- GIVEN TASK:
Pictures do not belong in the copy; transcribe everything else in the records exactly.
— START INPUT DATA —
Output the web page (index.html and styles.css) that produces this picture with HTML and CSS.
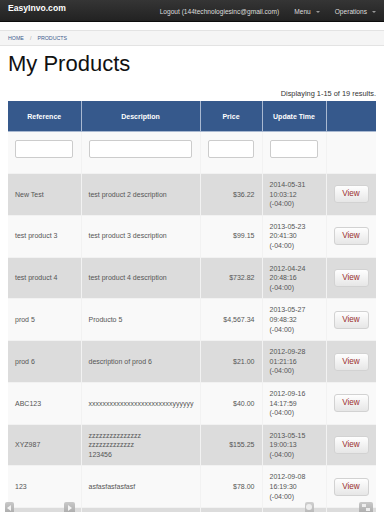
FILE: index.html
```html
<!DOCTYPE html>
<html>
<head>
<meta charset="utf-8">
<title>My Products</title>
<link rel="stylesheet" href="styles.css">
</head>
<body>
	<div class="navbar">
		<a class="brand" href="#">EasyInvo.com</a>
		<ul class="nav">
			<li><a href="#">Logout (144technologiesinc@gmail.com)</a></li>
			<li><a href="#">Menu <b class="caret"></b></a></li>
			<li><a href="#">Operations <b class="caret"></b></a></li>
		</ul>
	</div>
	<ul class="breadcrumb">
		<li><a href="#">Home</a></li>
		<li class="divider">/</li>
		<li><a href="#">Products</a></li>
	</ul>
	<h1>My Products</h1>
	<div class="summary">Displaying 1-15 of 19 results.</div>
	<table class="grid">
		<colgroup>
			<col class="c-ref"><col class="c-desc"><col class="c-price"><col class="c-time"><col class="c-btn">
		</colgroup>
		<thead>
			<tr><th>Reference</th><th>Description</th><th>Price</th><th>Update Time</th><th></th></tr>
			<tr class="filters">
				<td><input type="text"></td>
				<td><input type="text"></td>
				<td><input type="text"></td>
				<td><input type="text"></td>
				<td></td>
			</tr>
		</thead>
		<tbody>
			<tr class="odd"><td>New Test</td><td>test product 2 description</td><td class="price">$36.22</td><td>2014-05-31<br>10:03:12<br>(-04:00)</td><td><a class="btn" href="#">View</a></td></tr>
			<tr class="even"><td>test product 3</td><td>test product 3 description</td><td class="price">$99.15</td><td>2013-05-23<br>20:41:30<br>(-04:00)</td><td><a class="btn" href="#">View</a></td></tr>
			<tr class="odd"><td>test product 4</td><td>test product 4 description</td><td class="price">$732.82</td><td>2012-04-24<br>20:48:16<br>(-04:00)</td><td><a class="btn" href="#">View</a></td></tr>
			<tr class="even"><td>prod 5</td><td>Producto 5</td><td class="price">$4,567.34</td><td>2013-05-27<br>09:48:32<br>(-04:00)</td><td><a class="btn" href="#">View</a></td></tr>
			<tr class="odd"><td>prod 6</td><td>description of prod 6</td><td class="price">$21.00</td><td>2012-09-28<br>01:21:16<br>(-04:00)</td><td><a class="btn" href="#">View</a></td></tr>
			<tr class="even"><td>ABC123</td><td>xxxxxxxxxxxxxxxxxxxxxxxxyyyyyy</td><td class="price">$40.00</td><td>2012-09-16<br>14:17:59<br>(-04:00)</td><td><a class="btn" href="#">View</a></td></tr>
			<tr class="odd"><td>XYZ987</td><td>zzzzzzzzzzzzzzz<br>zzzzzzzzzzzzz<br>123456</td><td class="price">$155.25</td><td>2013-05-15<br>19:00:13<br>(-04:00)</td><td><a class="btn" href="#">View</a></td></tr>
			<tr class="even"><td>123</td><td>asfasfasfasfasf</td><td class="price">$78.00</td><td>2012-09-08<br>16:19:30<br>(-04:00)</td><td><a class="btn" href="#">View</a></td></tr>
			<tr class="odd next"><td></td><td></td><td></td><td></td><td></td></tr>
		</tbody>
	</table>
	<div class="scroller">
		<span class="sbtn s-prev"></span>
		<span class="sbtn s-next"></span>
		<span class="sbtn s-round"></span>
		<span class="sbtn s-resize"></span>
	</div>
</body>
</html>
```
FILE: styles.css
```css
*{
	margin:0;
	padding:0;
	list-style:none;
	text-decoration:none;
}
body{
	font-family:"Liberation Sans", Arial, sans-serif;
	background:#fff;
	color:#333;
}
.navbar{
	height:21px;
	background:linear-gradient(#353535,#222);
	border-bottom:1px solid #0d0d0d;
	display:flex;
	align-items:center;
	padding:0 8px;
}
.brand{
	color:#fff;
	font-weight:bold;
	font-size:8.6px;
	line-height:10px;
	align-self:flex-start;
	margin-top:2.5px;
}
.nav{
	display:flex;
	margin-left:auto;
	padding-top:2px;
}
.nav li{
	margin-left:15px;
}
.nav li:first-child{
	margin-left:0;
}
.nav a{
	color:#ddd;
	font-size:6.6px;
	line-height:9px;
	display:flex;
	align-items:center;
}
.caret{
	display:inline-block;
	width:0;
	height:0;
	margin-left:5px;
	border-top:2.5px solid #999;
	border-left:2px solid transparent;
	border-right:2px solid transparent;
}
.breadcrumb{
	display:flex;
	align-items:center;
	margin-top:8px;
	height:14px;
	padding-left:8px;
	background:#f5f5f5;
	border:1px solid #e3e3e3;
	border-left:0;
	border-right:0;
	font-size:5.3px;
	text-transform:uppercase;
}
.breadcrumb a{
	color:#3e5c8e;
}
.breadcrumb .divider{
	color:#aaa;
	margin:0 6px;
}
h1{
	font-size:22px;
	font-weight:normal;
	line-height:26px;
	color:#111;
	padding-left:8px;
	margin-top:5px;
}
.summary{
	text-align:right;
	font-size:7.4px;
	line-height:9px;
	padding-right:8px;
	margin-top:12px;
	margin-bottom:3px;
	color:#333;
}
.grid{
	width:368px;
	margin-left:8px;
	border-collapse:collapse;
	table-layout:fixed;
	font-size:7px;
	color:#555;
}
.c-ref{ width:73px; }
.c-desc{ width:119px; }
.c-price{ width:62px; }
.c-time{ width:64px; }
.c-btn{ width:50px; }
.grid th{
	height:30px;
	background:#36598c;
	color:#fff;
	font-weight:bold;
	font-size:7px;
	text-align:center;
	border-left:1px solid #a9b9d1;
	border-bottom:1px solid #a9b9d1;
}
.grid th:first-child{
	border-left:0;
}
.grid td{
	padding:6px 7px;
	line-height:9.6px;
	vertical-align:middle;
	border-left:1px solid #f2f2f2;
	border-top:1px solid #f2f2f2;
}
.grid td:first-child{
	border-left:0;
}
.grid .next td{
	height:28px;
}
.filters td{
	background:#f9f9f9;
	padding:8px 8px 15px 7px;
	vertical-align:top;
	border-top:0;
}
.filters input{
	display:block;
	width:100%;
	height:18px;
	box-sizing:border-box;
	border:1px solid #ccc;
	border-radius:2px;
	background:#fff;
}
.odd td{
	background:#dcdcdc;
}
.even td{
	background:#f9f9f9;
}
.grid .price{
	text-align:right;
}
.btn{
	display:block;
	width:35px;
	height:18px;
	box-sizing:border-box;
	line-height:16px;
	text-align:center;
	font-size:8.2px;
	color:#9a2f2f;
	background:linear-gradient(#fefefe,#e6e6e6);
	border:1px solid #d2d2d2;
	border-radius:3px;
}
.scroller{
	position:fixed;
	left:0;
	bottom:0;
	width:384px;
	height:11px;
}
.sbtn{
	position:absolute;
	bottom:-2px;
	height:12px;
	background:linear-gradient(#c9c9c9,#a9a9a9);
	border-radius:2px;
}
.s-prev{ left:5px; width:9px; }
.s-next{ left:64px; width:11px; }
.s-round{ left:305px; width:9px; background:linear-gradient(#d0d0d0,#b5b5b5); }
.s-resize{ left:359px; width:14px; }
.s-prev:after,.s-next:after{
	content:"";
	position:absolute;
	top:3px;
	border-top:3px solid transparent;
	border-bottom:3px solid transparent;
}
.s-prev:after{
	left:2px;
	border-right:4px solid #f4f4f4;
}
.s-next:after{
	left:4px;
	border-left:4px solid #f4f4f4;
}
.s-round:after{
	content:"";
	position:absolute;
	left:1px;
	top:2px;
	width:6px;
	height:6px;
	border-radius:50%;
	background:#eee;
}
.s-resize:before,.s-resize:after{
	content:"";
	position:absolute;
	width:4px;
	height:3px;
	background:#eee;
}
.s-resize:before{ left:3px; top:2px; }
.s-resize:after{ left:7px; top:6px; }
```
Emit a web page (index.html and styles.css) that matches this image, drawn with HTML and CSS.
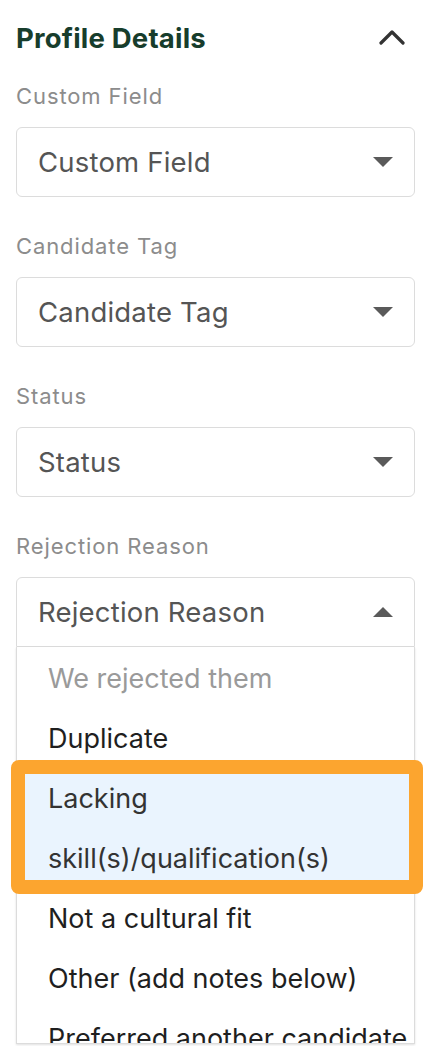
— END INPUT DATA —
- RESPONSE:
Output the web page (index.html and styles.css) that produces this picture with HTML and CSS.
FILE: index.html
```html
<!DOCTYPE html>
<html>
<head>
<meta charset="utf-8">
<title>My Products</title>
<link rel="stylesheet" href="styles.css">
</head>
<body>
	<div class="navbar">
		<a class="brand" href="#">EasyInvo.com</a>
		<ul class="nav">
			<li><a href="#">Logout (144technologiesinc@gmail.com)</a></li>
			<li><a href="#">Menu <b class="caret"></b></a></li>
			<li><a href="#">Operations <b class="caret"></b></a></li>
		</ul>
	</div>
	<ul class="breadcrumb">
		<li><a href="#">Home</a></li>
		<li class="divider">/</li>
		<li><a href="#">Products</a></li>
	</ul>
	<h1>My Products</h1>
	<div class="summary">Displaying 1-15 of 19 results.</div>
	<table class="grid">
		<colgroup>
			<col class="c-ref"><col class="c-desc"><col class="c-price"><col class="c-time"><col class="c-btn">
		</colgroup>
		<thead>
			<tr><th>Reference</th><th>Description</th><th>Price</th><th>Update Time</th><th></th></tr>
			<tr class="filters">
				<td><input type="text"></td>
				<td><input type="text"></td>
				<td><input type="text"></td>
				<td><input type="text"></td>
				<td></td>
			</tr>
		</thead>
		<tbody>
			<tr class="odd"><td>New Test</td><td>test product 2 description</td><td class="price">$36.22</td><td>2014-05-31<br>10:03:12<br>(-04:00)</td><td><a class="btn" href="#">View</a></td></tr>
			<tr class="even"><td>test product 3</td><td>test product 3 description</td><td class="price">$99.15</td><td>2013-05-23<br>20:41:30<br>(-04:00)</td><td><a class="btn" href="#">View</a></td></tr>
			<tr class="odd"><td>test product 4</td><td>test product 4 description</td><td class="price">$732.82</td><td>2012-04-24<br>20:48:16<br>(-04:00)</td><td><a class="btn" href="#">View</a></td></tr>
			<tr class="even"><td>prod 5</td><td>Producto 5</td><td class="price">$4,567.34</td><td>2013-05-27<br>09:48:32<br>(-04:00)</td><td><a class="btn" href="#">View</a></td></tr>
			<tr class="odd"><td>prod 6</td><td>description of prod 6</td><td class="price">$21.00</td><td>2012-09-28<br>01:21:16<br>(-04:00)</td><td><a class="btn" href="#">View</a></td></tr>
			<tr class="even"><td>ABC123</td><td>xxxxxxxxxxxxxxxxxxxxxxxxyyyyyy</td><td class="price">$40.00</td><td>2012-09-16<br>14:17:59<br>(-04:00)</td><td><a class="btn" href="#">View</a></td></tr>
			<tr class="odd"><td>XYZ987</td><td>zzzzzzzzzzzzzzz<br>zzzzzzzzzzzzz<br>123456</td><td class="price">$155.25</td><td>2013-05-15<br>19:00:13<br>(-04:00)</td><td><a class="btn" href="#">View</a></td></tr>
			<tr class="even"><td>123</td><td>asfasfasfasfasf</td><td class="price">$78.00</td><td>2012-09-08<br>16:19:30<br>(-04:00)</td><td><a class="btn" href="#">View</a></td></tr>
			<tr class="odd next"><td></td><td></td><td></td><td></td><td></td></tr>
		</tbody>
	</table>
	<div class="scroller">
		<span class="sbtn s-prev"></span>
		<span class="sbtn s-next"></span>
		<span class="sbtn s-round"></span>
		<span class="sbtn s-resize"></span>
	</div>
</body>
</html>
```
FILE: styles.css
```css
*{
	margin:0;
	padding:0;
	list-style:none;
	text-decoration:none;
}
body{
	font-family:"Liberation Sans", Arial, sans-serif;
	background:#fff;
	color:#333;
}
.navbar{
	height:21px;
	background:linear-gradient(#353535,#222);
	border-bottom:1px solid #0d0d0d;
	display:flex;
	align-items:center;
	padding:0 8px;
}
.brand{
	color:#fff;
	font-weight:bold;
	font-size:8.6px;
	line-height:10px;
	align-self:flex-start;
	margin-top:2.5px;
}
.nav{
	display:flex;
	margin-left:auto;
	padding-top:2px;
}
.nav li{
	margin-left:15px;
}
.nav li:first-child{
	margin-left:0;
}
.nav a{
	color:#ddd;
	font-size:6.6px;
	line-height:9px;
	display:flex;
	align-items:center;
}
.caret{
	display:inline-block;
	width:0;
	height:0;
	margin-left:5px;
	border-top:2.5px solid #999;
	border-left:2px solid transparent;
	border-right:2px solid transparent;
}
.breadcrumb{
	display:flex;
	align-items:center;
	margin-top:8px;
	height:14px;
	padding-left:8px;
	background:#f5f5f5;
	border:1px solid #e3e3e3;
	border-left:0;
	border-right:0;
	font-size:5.3px;
	text-transform:uppercase;
}
.breadcrumb a{
	color:#3e5c8e;
}
.breadcrumb .divider{
	color:#aaa;
	margin:0 6px;
}
h1{
	font-size:22px;
	font-weight:normal;
	line-height:26px;
	color:#111;
	padding-left:8px;
	margin-top:5px;
}
.summary{
	text-align:right;
	font-size:7.4px;
	line-height:9px;
	padding-right:8px;
	margin-top:12px;
	margin-bottom:3px;
	color:#333;
}
.grid{
	width:368px;
	margin-left:8px;
	border-collapse:collapse;
	table-layout:fixed;
	font-size:7px;
	color:#555;
}
.c-ref{ width:73px; }
.c-desc{ width:119px; }
.c-price{ width:62px; }
.c-time{ width:64px; }
.c-btn{ width:50px; }
.grid th{
	height:30px;
	background:#36598c;
	color:#fff;
	font-weight:bold;
	font-size:7px;
	text-align:center;
	border-left:1px solid #a9b9d1;
	border-bottom:1px solid #a9b9d1;
}
.grid th:first-child{
	border-left:0;
}
.grid td{
	padding:6px 7px;
	line-height:9.6px;
	vertical-align:middle;
	border-left:1px solid #f2f2f2;
	border-top:1px solid #f2f2f2;
}
.grid td:first-child{
	border-left:0;
}
.grid .next td{
	height:28px;
}
.filters td{
	background:#f9f9f9;
	padding:8px 8px 15px 7px;
	vertical-align:top;
	border-top:0;
}
.filters input{
	display:block;
	width:100%;
	height:18px;
	box-sizing:border-box;
	border:1px solid #ccc;
	border-radius:2px;
	background:#fff;
}
.odd td{
	background:#dcdcdc;
}
.even td{
	background:#f9f9f9;
}
.grid .price{
	text-align:right;
}
.btn{
	display:block;
	width:35px;
	height:18px;
	box-sizing:border-box;
	line-height:16px;
	text-align:center;
	font-size:8.2px;
	color:#9a2f2f;
	background:linear-gradient(#fefefe,#e6e6e6);
	border:1px solid #d2d2d2;
	border-radius:3px;
}
.scroller{
	position:fixed;
	left:0;
	bottom:0;
	width:384px;
	height:11px;
}
.sbtn{
	position:absolute;
	bottom:-2px;
	height:12px;
	background:linear-gradient(#c9c9c9,#a9a9a9);
	border-radius:2px;
}
.s-prev{ left:5px; width:9px; }
.s-next{ left:64px; width:11px; }
.s-round{ left:305px; width:9px; background:linear-gradient(#d0d0d0,#b5b5b5); }
.s-resize{ left:359px; width:14px; }
.s-prev:after,.s-next:after{
	content:"";
	position:absolute;
	top:3px;
	border-top:3px solid transparent;
	border-bottom:3px solid transparent;
}
.s-prev:after{
	left:2px;
	border-right:4px solid #f4f4f4;
}
.s-next:after{
	left:4px;
	border-left:4px solid #f4f4f4;
}
.s-round:after{
	content:"";
	position:absolute;
	left:1px;
	top:2px;
	width:6px;
	height:6px;
	border-radius:50%;
	background:#eee;
}
.s-resize:before,.s-resize:after{
	content:"";
	position:absolute;
	width:4px;
	height:3px;
	background:#eee;
}
.s-resize:before{ left:3px; top:2px; }
.s-resize:after{ left:7px; top:6px; }
```
Emit a web page (index.html and styles.css) that matches this image, drawn with HTML and CSS.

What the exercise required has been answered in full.